» Task objective:
Exactly retype the lines from the one containing "Clone this screenshot" through the one containing "text-[10px] leading-[12px] tracking-[-1.15px]"; both ends count, pictures do not.

(Records contained in a dataset)

• • • •

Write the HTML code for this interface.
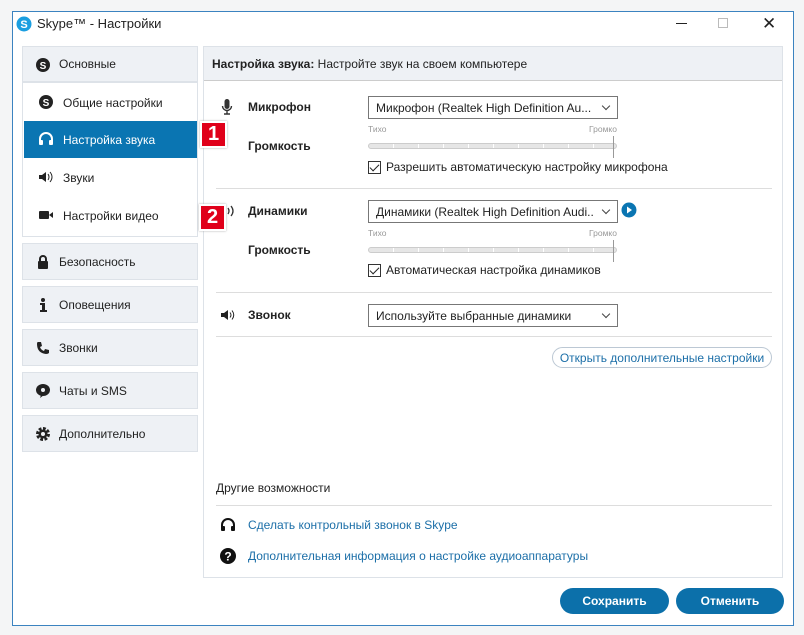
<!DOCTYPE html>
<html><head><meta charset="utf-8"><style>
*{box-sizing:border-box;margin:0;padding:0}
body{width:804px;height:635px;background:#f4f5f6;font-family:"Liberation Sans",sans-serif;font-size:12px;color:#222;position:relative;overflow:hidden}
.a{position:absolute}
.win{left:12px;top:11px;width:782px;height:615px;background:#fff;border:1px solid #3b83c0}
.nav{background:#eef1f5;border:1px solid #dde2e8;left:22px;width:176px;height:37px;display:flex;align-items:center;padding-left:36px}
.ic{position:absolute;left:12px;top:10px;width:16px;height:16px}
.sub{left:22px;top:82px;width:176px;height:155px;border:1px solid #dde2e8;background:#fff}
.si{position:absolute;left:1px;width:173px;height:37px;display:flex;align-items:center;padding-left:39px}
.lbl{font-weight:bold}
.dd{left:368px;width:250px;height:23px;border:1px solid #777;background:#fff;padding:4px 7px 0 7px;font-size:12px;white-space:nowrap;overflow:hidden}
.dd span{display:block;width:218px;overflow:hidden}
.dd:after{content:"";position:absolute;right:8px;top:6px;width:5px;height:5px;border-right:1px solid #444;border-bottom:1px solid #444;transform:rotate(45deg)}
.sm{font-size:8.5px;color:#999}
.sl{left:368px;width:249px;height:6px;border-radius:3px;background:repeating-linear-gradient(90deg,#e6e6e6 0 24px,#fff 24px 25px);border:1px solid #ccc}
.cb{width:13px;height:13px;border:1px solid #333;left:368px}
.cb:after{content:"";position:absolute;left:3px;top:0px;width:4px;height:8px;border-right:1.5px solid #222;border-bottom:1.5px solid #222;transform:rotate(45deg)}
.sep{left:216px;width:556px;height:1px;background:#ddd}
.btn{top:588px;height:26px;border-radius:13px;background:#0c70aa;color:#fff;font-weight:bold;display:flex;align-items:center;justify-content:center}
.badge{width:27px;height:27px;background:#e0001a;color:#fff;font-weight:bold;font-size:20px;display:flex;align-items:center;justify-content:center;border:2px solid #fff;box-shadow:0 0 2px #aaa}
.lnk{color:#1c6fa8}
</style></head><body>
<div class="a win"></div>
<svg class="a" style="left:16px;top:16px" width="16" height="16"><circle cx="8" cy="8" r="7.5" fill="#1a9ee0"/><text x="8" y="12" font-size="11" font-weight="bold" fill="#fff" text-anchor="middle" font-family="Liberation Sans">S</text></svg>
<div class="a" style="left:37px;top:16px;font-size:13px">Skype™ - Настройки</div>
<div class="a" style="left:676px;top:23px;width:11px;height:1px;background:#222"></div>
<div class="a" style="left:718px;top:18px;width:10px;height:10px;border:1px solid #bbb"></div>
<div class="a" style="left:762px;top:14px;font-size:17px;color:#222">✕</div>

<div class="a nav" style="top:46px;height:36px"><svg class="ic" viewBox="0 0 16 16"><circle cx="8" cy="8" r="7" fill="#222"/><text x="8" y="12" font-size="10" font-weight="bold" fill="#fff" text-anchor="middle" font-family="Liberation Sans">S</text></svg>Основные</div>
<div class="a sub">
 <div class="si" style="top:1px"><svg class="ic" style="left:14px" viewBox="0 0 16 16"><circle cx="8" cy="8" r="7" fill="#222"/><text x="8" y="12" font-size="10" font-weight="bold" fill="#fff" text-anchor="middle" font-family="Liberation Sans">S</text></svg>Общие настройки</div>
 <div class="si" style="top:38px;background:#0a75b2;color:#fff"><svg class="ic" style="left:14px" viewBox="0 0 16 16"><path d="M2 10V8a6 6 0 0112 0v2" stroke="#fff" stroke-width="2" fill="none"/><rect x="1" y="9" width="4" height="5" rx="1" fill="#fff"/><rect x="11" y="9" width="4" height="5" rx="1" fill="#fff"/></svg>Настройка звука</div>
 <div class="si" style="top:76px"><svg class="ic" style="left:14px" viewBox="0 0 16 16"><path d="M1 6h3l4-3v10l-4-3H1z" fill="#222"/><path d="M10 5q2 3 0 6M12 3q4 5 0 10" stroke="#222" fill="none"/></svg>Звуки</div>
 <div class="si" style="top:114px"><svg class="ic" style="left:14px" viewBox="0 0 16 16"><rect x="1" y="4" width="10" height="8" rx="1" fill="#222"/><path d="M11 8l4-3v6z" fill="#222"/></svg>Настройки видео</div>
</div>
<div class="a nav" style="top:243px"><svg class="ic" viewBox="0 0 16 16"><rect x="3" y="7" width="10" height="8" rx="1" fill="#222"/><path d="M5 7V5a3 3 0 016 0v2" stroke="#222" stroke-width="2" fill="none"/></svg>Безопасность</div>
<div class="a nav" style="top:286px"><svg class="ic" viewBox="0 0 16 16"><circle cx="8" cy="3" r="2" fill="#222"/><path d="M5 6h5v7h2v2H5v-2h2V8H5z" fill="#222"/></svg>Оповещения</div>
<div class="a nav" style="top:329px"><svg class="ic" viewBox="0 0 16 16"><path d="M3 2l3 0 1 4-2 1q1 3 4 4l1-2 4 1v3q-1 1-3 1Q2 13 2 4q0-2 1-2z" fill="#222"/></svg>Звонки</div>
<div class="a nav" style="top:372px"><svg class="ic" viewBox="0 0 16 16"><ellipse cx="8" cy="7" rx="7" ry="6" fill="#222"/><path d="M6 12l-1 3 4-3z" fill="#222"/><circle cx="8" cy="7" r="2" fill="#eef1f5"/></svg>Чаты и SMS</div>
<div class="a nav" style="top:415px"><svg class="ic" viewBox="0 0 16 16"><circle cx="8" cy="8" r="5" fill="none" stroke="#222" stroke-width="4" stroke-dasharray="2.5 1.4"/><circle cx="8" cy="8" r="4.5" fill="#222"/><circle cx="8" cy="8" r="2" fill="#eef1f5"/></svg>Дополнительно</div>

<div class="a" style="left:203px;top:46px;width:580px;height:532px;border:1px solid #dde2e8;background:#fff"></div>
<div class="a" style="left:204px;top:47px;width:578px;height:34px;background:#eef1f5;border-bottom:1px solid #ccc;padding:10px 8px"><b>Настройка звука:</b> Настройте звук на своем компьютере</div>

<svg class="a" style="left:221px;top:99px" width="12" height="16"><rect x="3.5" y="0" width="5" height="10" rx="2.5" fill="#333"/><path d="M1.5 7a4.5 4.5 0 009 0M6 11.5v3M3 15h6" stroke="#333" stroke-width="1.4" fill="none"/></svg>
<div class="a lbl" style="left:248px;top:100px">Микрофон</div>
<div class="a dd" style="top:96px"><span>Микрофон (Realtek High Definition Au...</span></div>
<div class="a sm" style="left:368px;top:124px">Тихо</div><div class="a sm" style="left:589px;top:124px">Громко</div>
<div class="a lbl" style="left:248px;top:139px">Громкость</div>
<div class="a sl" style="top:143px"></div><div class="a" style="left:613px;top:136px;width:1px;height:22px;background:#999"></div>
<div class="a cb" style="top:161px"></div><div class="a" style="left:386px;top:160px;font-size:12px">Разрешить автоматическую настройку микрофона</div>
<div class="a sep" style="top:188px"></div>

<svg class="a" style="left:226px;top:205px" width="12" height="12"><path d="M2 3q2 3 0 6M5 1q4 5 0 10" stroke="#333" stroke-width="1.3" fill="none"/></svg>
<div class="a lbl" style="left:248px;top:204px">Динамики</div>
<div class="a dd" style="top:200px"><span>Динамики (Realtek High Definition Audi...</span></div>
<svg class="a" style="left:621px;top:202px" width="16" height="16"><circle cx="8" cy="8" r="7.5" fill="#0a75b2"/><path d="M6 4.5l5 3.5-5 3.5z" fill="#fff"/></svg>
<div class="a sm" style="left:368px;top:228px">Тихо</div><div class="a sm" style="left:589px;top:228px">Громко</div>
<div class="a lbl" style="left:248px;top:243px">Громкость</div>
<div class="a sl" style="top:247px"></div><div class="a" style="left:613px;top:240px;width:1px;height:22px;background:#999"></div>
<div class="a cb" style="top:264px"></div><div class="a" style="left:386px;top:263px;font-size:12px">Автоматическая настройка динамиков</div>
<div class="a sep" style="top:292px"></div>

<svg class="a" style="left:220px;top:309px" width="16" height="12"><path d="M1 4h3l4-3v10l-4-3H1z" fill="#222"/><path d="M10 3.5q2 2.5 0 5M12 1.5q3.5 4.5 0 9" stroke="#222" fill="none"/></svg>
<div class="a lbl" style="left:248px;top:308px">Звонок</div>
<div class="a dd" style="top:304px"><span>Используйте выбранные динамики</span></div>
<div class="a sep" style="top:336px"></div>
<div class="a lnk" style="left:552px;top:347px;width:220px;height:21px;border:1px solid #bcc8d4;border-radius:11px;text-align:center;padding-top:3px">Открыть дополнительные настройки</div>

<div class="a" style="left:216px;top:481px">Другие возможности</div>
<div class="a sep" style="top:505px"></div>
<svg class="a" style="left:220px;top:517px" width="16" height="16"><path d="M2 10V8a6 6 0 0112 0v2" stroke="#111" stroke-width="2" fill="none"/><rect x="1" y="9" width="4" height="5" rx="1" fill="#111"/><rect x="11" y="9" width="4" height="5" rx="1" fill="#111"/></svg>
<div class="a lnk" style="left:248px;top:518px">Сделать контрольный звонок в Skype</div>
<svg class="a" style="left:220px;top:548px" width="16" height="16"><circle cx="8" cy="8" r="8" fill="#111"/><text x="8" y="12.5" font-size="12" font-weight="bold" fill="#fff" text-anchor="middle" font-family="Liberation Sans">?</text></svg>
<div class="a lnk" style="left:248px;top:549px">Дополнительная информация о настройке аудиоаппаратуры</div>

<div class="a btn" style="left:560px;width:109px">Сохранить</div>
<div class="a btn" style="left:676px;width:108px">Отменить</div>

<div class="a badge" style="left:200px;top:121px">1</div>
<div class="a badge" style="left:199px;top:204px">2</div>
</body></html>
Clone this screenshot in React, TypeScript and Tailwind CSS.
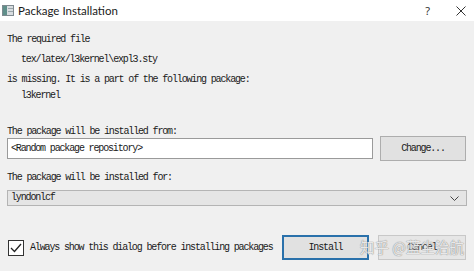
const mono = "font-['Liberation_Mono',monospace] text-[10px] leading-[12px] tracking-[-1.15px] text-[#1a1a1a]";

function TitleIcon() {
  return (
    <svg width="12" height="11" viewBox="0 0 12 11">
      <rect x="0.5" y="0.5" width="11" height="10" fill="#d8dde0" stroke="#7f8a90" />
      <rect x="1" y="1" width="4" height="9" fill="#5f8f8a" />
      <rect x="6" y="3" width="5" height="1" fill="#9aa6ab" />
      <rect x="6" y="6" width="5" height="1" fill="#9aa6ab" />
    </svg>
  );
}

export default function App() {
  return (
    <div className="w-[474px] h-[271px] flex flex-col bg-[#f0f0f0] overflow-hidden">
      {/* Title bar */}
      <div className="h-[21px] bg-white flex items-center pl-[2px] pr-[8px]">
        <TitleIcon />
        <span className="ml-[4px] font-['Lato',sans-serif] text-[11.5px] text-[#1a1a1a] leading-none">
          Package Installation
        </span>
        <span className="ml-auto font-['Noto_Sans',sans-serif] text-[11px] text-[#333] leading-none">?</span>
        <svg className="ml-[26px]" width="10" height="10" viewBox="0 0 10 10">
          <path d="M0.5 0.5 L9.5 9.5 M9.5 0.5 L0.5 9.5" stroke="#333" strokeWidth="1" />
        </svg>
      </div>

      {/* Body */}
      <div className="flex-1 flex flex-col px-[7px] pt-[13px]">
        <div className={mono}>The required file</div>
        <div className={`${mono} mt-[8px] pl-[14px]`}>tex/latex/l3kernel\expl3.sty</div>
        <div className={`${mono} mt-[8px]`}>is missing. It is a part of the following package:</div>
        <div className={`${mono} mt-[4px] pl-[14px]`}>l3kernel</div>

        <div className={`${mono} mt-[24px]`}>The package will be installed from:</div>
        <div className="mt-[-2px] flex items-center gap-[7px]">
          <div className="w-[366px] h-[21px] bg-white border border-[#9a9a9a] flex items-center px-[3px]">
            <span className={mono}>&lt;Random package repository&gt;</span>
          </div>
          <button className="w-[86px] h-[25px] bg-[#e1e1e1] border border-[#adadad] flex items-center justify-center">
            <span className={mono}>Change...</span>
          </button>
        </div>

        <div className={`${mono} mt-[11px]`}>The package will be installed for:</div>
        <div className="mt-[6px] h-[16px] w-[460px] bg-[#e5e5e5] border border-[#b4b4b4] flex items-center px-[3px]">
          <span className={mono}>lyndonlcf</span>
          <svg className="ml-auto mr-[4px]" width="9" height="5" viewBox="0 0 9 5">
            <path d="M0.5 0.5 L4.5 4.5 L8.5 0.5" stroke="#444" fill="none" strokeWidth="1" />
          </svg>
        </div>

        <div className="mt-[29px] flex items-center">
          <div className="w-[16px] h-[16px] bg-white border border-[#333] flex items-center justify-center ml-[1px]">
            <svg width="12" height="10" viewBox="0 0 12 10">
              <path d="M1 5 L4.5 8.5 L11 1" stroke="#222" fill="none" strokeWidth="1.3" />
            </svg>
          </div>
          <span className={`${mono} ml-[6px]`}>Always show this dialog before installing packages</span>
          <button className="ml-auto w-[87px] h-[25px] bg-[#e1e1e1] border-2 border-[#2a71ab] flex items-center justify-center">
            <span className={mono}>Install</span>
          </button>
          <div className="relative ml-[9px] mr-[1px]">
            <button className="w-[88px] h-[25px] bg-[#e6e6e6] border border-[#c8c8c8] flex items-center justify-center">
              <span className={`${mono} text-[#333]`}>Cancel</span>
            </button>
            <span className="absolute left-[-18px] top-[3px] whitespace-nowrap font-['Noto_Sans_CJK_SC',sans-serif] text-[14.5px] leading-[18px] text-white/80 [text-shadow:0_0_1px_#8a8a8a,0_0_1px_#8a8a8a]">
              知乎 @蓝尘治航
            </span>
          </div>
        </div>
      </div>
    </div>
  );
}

• • • •

» Answer below:
Clone this screenshot in React, TypeScript and Tailwind CSS.
const mono = "font-['Liberation_Mono',monospace] text-[10px] leading-[12px] tracking-[-1.15px] text-[#1a1a1a]";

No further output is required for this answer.